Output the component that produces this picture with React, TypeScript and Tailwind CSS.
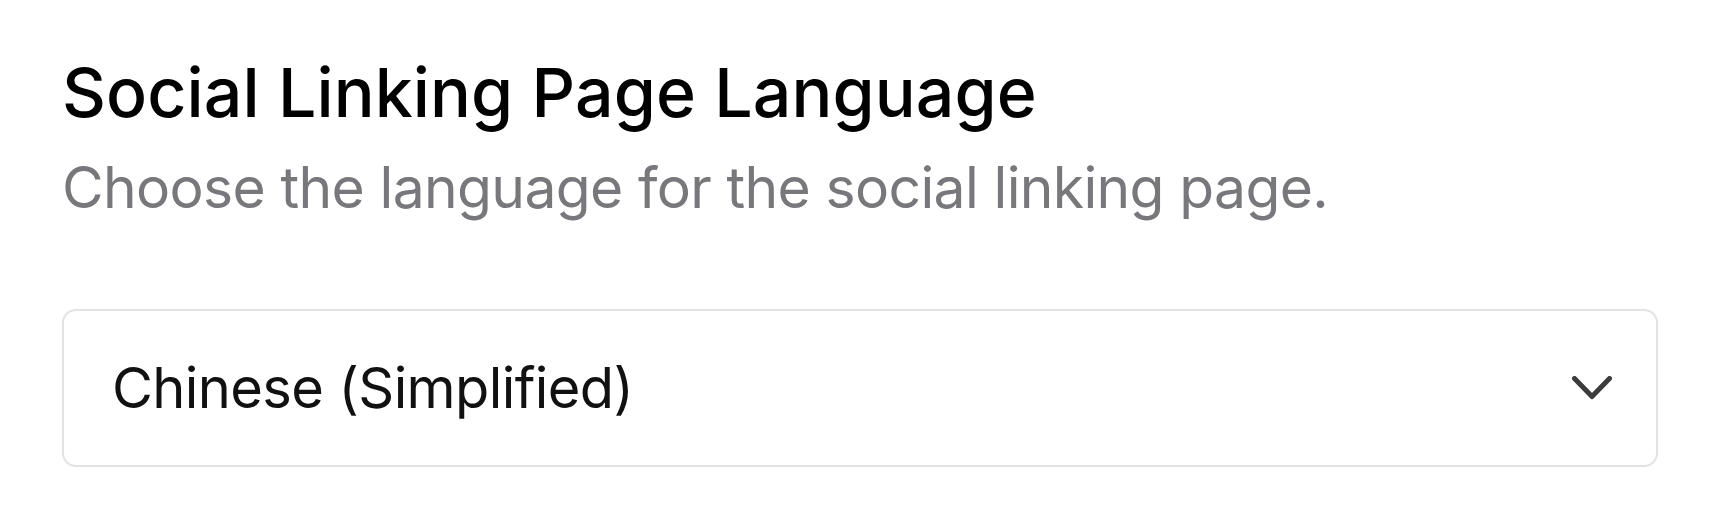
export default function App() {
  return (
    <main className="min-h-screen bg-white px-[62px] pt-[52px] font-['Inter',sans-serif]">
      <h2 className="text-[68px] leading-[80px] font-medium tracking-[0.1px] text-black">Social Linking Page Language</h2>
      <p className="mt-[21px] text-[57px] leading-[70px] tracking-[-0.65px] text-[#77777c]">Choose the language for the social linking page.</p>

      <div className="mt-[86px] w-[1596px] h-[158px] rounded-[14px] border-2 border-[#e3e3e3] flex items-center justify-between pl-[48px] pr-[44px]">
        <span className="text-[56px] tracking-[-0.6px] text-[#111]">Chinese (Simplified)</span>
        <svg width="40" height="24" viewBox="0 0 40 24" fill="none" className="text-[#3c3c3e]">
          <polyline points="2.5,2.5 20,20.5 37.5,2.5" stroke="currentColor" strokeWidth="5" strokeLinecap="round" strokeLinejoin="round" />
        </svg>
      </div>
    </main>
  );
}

◆ ◆ ◆

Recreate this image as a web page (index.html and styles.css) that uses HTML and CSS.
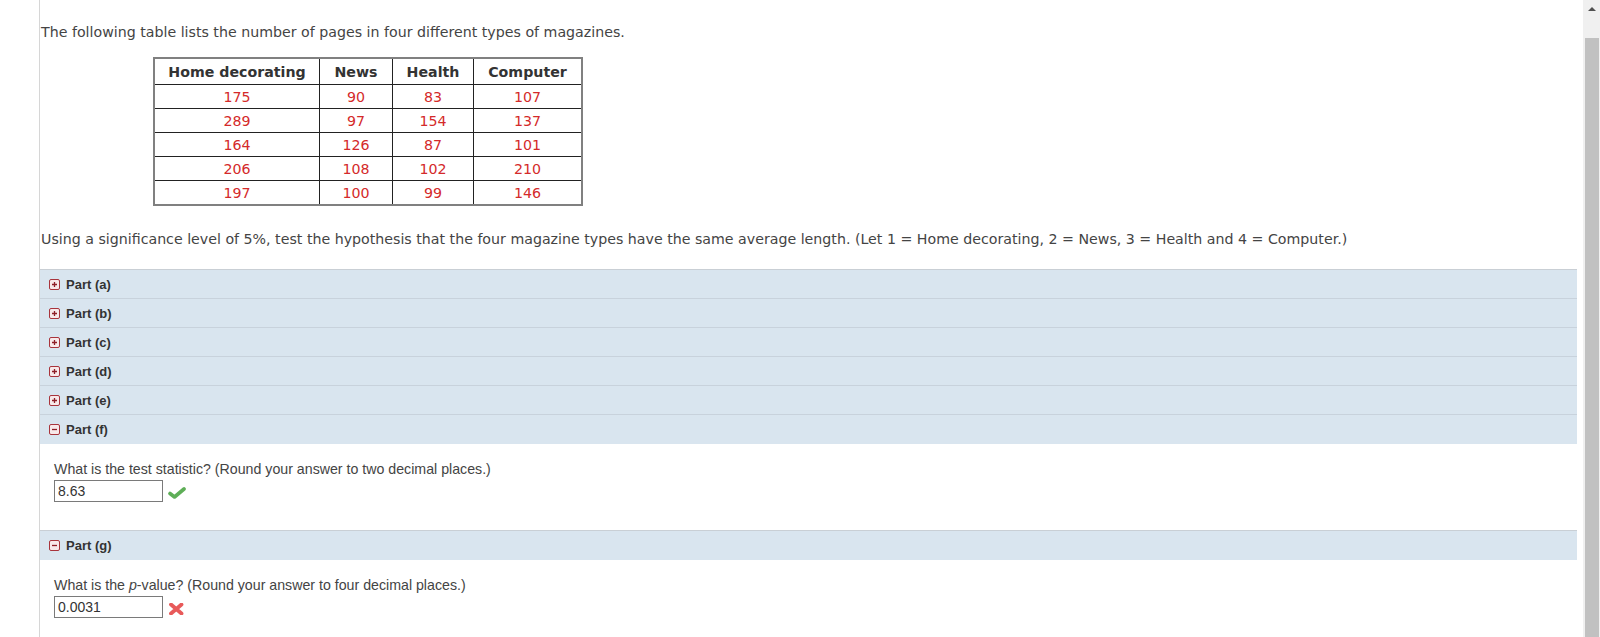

◆ ◆ ◆

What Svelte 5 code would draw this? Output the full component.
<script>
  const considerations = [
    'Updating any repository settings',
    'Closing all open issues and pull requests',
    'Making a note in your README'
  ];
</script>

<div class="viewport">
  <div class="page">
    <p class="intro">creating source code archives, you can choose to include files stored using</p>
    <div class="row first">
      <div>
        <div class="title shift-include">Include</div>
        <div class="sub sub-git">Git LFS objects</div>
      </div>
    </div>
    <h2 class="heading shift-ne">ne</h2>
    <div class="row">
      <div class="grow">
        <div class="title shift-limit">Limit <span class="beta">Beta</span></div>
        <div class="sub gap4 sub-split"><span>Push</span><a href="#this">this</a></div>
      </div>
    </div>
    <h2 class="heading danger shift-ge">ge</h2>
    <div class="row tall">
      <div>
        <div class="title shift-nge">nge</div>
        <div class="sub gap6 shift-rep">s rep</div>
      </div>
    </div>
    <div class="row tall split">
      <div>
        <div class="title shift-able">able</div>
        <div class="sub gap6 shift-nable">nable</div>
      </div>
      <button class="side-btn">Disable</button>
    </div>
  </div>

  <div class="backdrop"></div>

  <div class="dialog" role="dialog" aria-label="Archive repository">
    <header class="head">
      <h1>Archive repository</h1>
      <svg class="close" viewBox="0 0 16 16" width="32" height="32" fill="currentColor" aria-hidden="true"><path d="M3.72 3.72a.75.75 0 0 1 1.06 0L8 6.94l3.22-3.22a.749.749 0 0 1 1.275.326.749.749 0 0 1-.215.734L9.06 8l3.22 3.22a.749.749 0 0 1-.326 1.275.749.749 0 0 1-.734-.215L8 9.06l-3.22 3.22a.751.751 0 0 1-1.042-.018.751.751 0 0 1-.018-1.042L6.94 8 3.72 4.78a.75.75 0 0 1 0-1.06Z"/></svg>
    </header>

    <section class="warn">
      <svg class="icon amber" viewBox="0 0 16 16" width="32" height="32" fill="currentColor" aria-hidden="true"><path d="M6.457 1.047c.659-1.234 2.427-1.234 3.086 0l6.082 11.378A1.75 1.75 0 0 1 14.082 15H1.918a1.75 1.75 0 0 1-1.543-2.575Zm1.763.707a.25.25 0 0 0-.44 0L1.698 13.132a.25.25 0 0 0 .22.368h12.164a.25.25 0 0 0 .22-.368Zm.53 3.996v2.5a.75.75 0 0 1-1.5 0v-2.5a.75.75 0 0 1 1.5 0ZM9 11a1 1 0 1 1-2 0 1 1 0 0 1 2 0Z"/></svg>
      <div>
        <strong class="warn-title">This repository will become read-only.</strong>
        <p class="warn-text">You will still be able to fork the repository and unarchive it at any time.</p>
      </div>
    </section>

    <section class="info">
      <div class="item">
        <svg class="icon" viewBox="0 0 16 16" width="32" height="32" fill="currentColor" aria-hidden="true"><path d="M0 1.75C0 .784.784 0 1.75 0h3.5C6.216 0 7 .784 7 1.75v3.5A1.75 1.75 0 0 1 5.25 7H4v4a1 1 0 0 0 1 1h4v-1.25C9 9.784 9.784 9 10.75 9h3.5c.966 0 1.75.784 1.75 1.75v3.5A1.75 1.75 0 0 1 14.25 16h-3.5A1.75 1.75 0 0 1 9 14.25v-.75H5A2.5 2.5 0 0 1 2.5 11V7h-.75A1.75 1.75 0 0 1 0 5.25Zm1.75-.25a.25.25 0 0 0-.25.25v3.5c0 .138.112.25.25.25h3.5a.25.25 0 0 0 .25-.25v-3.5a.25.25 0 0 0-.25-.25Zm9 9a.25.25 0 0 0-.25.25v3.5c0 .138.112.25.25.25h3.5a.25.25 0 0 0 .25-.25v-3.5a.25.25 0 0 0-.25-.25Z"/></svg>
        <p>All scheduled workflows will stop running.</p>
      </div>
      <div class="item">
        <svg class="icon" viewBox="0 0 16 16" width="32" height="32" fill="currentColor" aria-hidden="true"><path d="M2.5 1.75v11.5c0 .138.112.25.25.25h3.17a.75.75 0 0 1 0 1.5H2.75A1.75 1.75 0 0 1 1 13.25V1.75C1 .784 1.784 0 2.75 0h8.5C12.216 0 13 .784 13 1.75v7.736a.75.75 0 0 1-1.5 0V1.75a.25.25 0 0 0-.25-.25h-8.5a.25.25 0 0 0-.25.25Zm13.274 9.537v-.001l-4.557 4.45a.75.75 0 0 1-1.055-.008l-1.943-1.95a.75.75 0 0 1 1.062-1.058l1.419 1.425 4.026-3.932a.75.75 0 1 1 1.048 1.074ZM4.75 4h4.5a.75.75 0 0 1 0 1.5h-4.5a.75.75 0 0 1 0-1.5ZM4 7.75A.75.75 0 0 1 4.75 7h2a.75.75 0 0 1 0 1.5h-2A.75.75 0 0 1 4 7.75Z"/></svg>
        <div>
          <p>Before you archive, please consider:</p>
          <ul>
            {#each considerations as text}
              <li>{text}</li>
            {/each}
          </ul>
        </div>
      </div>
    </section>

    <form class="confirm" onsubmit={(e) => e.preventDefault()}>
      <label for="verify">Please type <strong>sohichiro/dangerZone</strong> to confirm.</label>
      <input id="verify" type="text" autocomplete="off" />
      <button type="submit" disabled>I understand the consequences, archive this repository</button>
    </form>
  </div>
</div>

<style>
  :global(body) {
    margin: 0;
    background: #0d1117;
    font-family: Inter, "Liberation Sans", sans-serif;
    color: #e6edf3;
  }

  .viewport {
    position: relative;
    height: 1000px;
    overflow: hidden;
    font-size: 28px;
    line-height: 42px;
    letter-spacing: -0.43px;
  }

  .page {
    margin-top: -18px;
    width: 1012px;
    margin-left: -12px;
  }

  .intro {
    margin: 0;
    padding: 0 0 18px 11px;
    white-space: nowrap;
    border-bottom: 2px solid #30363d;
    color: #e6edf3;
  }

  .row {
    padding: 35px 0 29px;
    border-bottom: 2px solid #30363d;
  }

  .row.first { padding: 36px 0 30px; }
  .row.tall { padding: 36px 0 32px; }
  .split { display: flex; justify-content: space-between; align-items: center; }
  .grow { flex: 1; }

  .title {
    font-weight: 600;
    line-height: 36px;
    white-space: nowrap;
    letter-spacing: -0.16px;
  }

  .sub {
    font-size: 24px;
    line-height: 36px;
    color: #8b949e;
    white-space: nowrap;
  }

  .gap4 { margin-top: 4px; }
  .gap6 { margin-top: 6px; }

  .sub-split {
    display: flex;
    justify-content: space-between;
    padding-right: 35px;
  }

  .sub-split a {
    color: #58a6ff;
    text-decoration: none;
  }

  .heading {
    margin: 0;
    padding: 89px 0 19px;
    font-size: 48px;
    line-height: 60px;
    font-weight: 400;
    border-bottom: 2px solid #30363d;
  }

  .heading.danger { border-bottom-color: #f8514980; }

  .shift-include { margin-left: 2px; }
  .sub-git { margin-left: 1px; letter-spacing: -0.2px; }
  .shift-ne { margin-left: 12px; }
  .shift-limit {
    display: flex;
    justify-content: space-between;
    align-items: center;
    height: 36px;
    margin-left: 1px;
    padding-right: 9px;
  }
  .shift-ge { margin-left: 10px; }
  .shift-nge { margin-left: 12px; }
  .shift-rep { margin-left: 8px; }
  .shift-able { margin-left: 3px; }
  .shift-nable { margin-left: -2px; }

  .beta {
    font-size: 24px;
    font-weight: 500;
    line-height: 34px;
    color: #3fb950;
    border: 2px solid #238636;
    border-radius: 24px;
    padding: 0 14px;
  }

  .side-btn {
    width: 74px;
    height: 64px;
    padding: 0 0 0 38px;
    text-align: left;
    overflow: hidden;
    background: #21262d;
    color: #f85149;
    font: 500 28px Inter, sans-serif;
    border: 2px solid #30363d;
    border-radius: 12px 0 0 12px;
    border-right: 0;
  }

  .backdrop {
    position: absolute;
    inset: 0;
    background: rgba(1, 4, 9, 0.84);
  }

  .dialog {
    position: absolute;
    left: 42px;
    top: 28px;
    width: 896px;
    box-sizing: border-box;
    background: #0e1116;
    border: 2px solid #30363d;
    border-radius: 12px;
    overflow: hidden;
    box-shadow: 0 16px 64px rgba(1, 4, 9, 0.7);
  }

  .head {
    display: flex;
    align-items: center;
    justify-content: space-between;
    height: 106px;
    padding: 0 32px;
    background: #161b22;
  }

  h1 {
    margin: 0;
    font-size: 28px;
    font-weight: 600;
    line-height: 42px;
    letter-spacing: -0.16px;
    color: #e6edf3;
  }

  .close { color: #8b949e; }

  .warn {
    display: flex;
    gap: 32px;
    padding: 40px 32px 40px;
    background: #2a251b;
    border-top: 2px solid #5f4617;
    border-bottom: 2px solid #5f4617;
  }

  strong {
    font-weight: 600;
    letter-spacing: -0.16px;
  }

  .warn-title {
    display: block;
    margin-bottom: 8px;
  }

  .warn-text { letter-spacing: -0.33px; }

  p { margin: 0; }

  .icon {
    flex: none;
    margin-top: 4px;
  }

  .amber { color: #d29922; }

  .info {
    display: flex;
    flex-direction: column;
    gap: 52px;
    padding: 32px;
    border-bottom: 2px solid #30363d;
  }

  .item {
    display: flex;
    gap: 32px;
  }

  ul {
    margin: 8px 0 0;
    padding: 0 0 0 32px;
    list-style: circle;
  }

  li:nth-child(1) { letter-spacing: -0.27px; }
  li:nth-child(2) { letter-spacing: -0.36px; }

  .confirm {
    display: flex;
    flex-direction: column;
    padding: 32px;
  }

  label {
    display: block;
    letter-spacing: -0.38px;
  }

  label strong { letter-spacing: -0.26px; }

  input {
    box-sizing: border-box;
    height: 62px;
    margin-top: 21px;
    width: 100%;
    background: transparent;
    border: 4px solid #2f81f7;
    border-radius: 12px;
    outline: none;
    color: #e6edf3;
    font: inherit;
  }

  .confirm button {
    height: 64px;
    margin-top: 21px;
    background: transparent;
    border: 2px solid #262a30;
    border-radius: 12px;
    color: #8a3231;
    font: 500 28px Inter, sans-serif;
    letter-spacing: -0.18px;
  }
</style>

◆ ◆ ◆

Pull out every line of the records that includes the string "component".

Output the component that produces this picture with React, TypeScript and Tailwind CSS.
What Svelte 5 code would draw this? Output the full component.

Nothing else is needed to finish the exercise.